## [Entries]
•••
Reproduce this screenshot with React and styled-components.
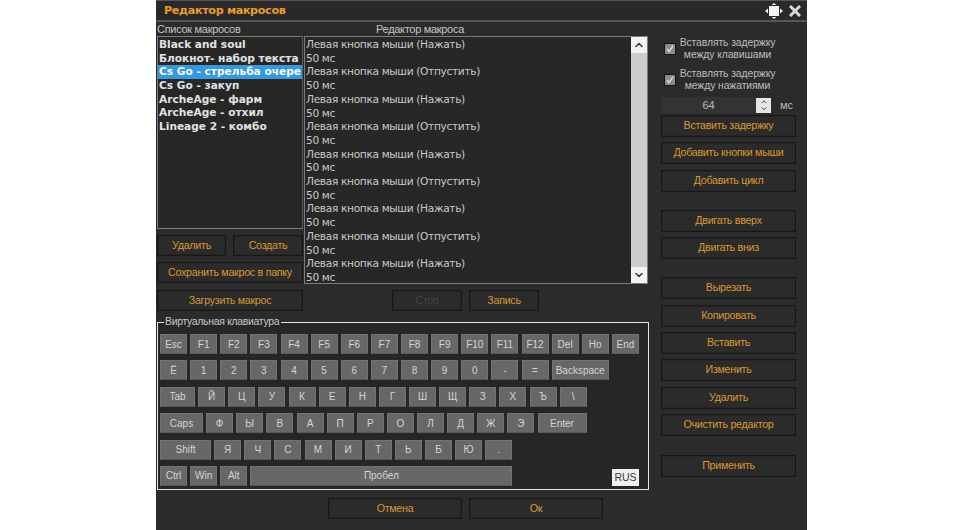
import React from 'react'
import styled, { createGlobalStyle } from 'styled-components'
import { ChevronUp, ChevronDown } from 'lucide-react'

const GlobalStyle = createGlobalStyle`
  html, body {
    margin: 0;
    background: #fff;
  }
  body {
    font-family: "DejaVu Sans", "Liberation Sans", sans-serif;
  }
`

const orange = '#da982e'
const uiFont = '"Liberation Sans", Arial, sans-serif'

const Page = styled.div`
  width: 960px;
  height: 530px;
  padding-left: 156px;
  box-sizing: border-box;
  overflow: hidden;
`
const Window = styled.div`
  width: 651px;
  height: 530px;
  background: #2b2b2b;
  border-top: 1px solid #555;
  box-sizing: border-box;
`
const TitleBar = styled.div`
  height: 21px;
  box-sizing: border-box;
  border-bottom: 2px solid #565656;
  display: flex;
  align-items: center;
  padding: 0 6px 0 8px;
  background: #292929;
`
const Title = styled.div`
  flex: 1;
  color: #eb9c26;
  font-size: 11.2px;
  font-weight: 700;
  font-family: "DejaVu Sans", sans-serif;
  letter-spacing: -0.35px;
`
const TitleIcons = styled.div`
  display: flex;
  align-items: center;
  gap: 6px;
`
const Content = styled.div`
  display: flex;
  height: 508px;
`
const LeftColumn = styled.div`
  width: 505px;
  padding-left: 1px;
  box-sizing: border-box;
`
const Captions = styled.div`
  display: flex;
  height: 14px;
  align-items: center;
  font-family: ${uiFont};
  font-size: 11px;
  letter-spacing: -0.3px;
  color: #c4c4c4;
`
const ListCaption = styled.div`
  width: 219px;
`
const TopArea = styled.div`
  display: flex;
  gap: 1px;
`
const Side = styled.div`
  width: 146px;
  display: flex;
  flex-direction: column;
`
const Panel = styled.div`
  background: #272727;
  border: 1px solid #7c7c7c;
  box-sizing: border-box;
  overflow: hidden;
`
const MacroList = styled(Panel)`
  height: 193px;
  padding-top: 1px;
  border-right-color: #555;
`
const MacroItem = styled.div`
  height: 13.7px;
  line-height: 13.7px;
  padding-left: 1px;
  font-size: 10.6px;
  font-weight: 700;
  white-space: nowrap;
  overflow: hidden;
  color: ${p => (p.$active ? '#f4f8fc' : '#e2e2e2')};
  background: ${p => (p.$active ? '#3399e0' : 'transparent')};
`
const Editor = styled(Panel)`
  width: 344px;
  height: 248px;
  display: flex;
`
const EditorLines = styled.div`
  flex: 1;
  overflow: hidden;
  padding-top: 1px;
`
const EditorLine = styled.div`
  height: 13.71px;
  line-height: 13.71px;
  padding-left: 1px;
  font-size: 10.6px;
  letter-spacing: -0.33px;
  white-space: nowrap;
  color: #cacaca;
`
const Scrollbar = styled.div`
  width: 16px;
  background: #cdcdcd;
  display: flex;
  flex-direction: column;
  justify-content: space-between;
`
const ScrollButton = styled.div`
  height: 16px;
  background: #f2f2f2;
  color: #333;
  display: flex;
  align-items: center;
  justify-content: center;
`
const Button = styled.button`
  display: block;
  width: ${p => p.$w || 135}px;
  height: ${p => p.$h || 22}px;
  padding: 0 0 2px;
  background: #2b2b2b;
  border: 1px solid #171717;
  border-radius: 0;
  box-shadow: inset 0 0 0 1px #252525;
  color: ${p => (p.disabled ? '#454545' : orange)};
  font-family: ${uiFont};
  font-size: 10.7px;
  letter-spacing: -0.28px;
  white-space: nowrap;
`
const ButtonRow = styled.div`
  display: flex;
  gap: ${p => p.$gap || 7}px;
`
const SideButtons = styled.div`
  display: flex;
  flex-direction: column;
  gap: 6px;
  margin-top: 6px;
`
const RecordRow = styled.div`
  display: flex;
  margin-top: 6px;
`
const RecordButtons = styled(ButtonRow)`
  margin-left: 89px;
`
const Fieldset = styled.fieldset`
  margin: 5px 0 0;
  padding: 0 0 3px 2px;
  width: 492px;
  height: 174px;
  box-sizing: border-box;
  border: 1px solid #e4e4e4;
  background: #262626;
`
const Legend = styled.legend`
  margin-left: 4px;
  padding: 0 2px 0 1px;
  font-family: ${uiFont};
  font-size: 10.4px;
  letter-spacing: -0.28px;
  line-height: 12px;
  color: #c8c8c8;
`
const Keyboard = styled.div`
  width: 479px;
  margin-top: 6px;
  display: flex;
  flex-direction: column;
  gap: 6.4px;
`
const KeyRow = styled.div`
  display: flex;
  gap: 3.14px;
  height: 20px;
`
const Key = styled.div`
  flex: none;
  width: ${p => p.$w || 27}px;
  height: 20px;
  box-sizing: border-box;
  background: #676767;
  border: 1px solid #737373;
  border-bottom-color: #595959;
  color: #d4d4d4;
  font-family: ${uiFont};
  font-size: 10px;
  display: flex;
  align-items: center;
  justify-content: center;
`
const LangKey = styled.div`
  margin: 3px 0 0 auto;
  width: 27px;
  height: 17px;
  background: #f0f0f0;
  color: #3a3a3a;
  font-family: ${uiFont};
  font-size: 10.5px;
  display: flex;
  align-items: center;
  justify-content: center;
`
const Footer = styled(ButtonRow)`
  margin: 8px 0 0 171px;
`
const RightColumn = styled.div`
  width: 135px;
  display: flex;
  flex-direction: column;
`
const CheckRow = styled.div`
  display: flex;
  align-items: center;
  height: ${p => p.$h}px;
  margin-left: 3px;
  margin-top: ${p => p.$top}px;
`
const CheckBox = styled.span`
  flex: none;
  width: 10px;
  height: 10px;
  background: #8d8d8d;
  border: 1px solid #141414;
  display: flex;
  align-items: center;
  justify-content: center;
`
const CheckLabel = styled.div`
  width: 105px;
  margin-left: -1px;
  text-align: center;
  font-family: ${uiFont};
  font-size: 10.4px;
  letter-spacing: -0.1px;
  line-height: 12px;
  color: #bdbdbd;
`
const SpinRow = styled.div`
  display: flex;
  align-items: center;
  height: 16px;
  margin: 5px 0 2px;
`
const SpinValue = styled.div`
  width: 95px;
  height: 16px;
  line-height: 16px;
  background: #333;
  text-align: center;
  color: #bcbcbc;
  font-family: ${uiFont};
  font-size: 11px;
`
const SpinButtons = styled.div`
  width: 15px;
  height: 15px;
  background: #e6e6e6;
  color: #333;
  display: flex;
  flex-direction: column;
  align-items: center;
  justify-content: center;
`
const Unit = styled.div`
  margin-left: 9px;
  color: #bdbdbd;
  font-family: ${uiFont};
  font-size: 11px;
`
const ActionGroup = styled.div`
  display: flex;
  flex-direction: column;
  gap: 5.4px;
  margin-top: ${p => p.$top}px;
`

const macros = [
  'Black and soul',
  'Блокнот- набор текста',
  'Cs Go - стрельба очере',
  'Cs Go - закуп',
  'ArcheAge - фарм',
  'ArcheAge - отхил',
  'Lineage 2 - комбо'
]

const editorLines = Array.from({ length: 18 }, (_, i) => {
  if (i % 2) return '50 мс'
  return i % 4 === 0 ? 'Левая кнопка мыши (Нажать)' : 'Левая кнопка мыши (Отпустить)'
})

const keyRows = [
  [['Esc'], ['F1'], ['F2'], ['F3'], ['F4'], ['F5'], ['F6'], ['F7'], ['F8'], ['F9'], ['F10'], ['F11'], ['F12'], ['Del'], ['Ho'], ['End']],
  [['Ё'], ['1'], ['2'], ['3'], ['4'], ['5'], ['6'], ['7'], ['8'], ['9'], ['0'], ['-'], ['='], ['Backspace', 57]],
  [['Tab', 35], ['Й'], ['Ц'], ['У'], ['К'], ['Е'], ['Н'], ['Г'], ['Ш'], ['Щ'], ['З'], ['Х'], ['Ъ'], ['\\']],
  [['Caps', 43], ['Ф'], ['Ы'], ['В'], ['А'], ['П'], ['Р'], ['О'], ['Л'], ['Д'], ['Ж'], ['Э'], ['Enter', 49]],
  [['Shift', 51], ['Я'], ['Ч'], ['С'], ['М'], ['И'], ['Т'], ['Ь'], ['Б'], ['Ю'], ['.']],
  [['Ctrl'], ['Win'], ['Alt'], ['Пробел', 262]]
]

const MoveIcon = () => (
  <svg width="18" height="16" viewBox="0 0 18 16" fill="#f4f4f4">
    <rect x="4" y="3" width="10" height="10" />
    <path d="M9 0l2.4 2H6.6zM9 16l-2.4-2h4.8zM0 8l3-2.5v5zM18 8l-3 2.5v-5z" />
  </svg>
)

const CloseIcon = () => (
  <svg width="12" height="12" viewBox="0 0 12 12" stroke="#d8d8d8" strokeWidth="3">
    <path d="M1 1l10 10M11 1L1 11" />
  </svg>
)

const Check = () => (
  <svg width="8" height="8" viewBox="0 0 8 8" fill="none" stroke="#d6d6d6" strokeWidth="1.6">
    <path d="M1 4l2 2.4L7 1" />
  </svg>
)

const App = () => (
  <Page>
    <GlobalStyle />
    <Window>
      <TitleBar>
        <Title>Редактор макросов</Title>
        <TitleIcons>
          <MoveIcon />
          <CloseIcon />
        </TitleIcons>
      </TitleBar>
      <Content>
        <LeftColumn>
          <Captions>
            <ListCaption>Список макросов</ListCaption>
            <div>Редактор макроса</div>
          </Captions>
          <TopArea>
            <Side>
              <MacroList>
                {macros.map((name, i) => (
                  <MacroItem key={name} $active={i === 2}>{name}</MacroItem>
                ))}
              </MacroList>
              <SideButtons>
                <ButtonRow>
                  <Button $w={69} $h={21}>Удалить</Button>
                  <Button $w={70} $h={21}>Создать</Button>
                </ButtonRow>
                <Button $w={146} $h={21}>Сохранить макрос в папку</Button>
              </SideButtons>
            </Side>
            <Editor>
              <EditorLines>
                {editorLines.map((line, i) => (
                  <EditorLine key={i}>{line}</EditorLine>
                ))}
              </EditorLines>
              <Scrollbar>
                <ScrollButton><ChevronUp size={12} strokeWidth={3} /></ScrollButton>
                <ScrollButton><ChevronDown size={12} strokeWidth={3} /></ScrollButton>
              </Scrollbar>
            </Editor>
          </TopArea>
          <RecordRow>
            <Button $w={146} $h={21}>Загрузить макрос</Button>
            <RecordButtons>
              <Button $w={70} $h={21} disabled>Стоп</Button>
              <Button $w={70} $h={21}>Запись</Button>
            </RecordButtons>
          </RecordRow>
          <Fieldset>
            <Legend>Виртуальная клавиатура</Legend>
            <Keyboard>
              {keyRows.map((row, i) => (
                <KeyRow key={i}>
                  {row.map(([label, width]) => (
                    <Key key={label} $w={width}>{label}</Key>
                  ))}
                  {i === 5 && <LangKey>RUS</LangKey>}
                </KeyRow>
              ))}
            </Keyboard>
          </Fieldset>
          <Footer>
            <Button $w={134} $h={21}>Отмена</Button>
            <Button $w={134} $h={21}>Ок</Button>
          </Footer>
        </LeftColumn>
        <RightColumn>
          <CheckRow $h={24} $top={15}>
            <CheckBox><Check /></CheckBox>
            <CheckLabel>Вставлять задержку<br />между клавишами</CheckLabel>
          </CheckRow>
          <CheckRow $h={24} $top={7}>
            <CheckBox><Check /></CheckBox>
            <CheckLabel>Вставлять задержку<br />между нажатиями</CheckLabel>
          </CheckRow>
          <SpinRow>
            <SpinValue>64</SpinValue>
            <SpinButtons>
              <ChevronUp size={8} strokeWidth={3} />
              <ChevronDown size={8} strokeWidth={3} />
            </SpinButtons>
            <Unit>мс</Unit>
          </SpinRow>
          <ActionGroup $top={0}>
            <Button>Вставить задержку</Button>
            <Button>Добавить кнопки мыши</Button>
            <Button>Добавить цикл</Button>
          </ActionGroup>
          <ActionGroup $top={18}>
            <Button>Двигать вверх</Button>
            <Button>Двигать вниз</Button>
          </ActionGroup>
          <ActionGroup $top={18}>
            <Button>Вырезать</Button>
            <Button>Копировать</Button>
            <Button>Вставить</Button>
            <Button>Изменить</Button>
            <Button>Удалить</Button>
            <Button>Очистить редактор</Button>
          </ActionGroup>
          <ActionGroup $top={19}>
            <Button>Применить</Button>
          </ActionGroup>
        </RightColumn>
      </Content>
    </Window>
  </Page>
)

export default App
•••
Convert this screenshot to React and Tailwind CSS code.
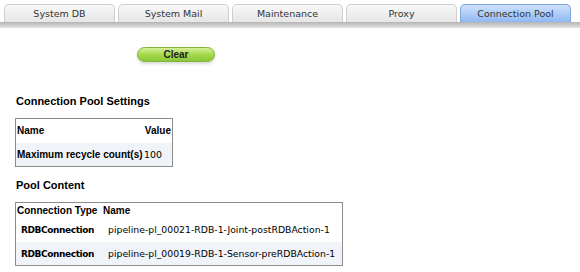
•••
## [Written task]
Identify each line containing the string "this" and copy it out.

## [Full answer]
Reproduce this screenshot with React and styled-components.
Convert this screenshot to React and Tailwind CSS code.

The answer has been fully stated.